12. Deceased Manak Chand was aged about 53 years and was working on the post of District Education Officer. He was getting the salary of Rs. 5,630 per month and had the potentiality to earn even after his retirement and on this count, a sum of Rs. 9,79,200 was claimed by the claimants. A sum of Rs. 1,00,000 was claimed on account of loss of love and affection and a sum of Rs. 50,000 was claimed towards the expenses incurred in cremation, etc. The learned Tribunal examined this issue in detail and came to the conclusion that the salary of deceased Manak Chand was Rs. 5,310 apart from Rs. 100 as allowance and Rs. 220 as house rent allowance. The documentary evidence was produced in support of this claim. Thus, the deceased was getting Rs. 5,630 per month. He had left behind him his widow Premlata, two sons Navin Kumar and Kalpesh Kumar and mother Jethi Bai. The younger son was 19 years of age and the elder son Navin Kumar was 24 years in age and they were not earning, therefore, they were also held to be dependent upon the deceased. Thus, considering the major persons as two units and dividing the said income in ten units, it was held that each unit could have got Rs. 563 per month. The widow and the sons had been held to be entitled to three units and giving the benefit of the multiplier of 15, it came to Rs. 3,04,020 and it was held that the widow was entitled for a compensation to the tune of Rs. 2,02,680 and both the sons were entitled for a sum of Rs. 3,04,020. A sum of Rs. 1,00,000 was awarded in total, for loss of love and affection and Rs. 5,000 were allowed for expenses towards cremation, etc.

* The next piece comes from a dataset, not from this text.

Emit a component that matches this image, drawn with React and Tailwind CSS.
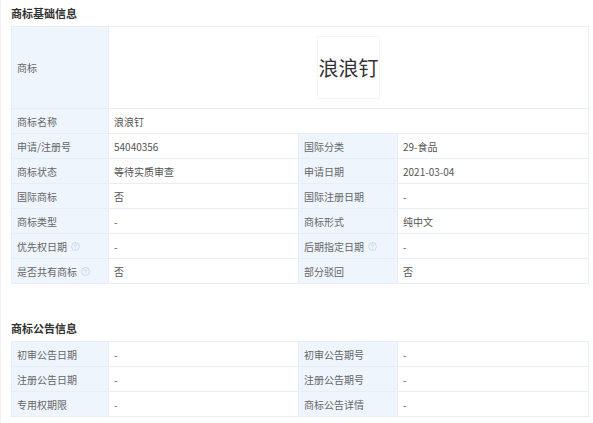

13. In sum and substance, Mr. Mehta could not point out any material irregularity in determination of the said amount of compensation or could not submit that the findings recorded by the Claims Tribunal are perverse, being based on no evidence, or contrary to the evidence on record. Thus, even if this writ petition is entertained. I find no ground to interfere with the impugned award.

14. The petition is accordingly dismissed. There shall be no order as to costs.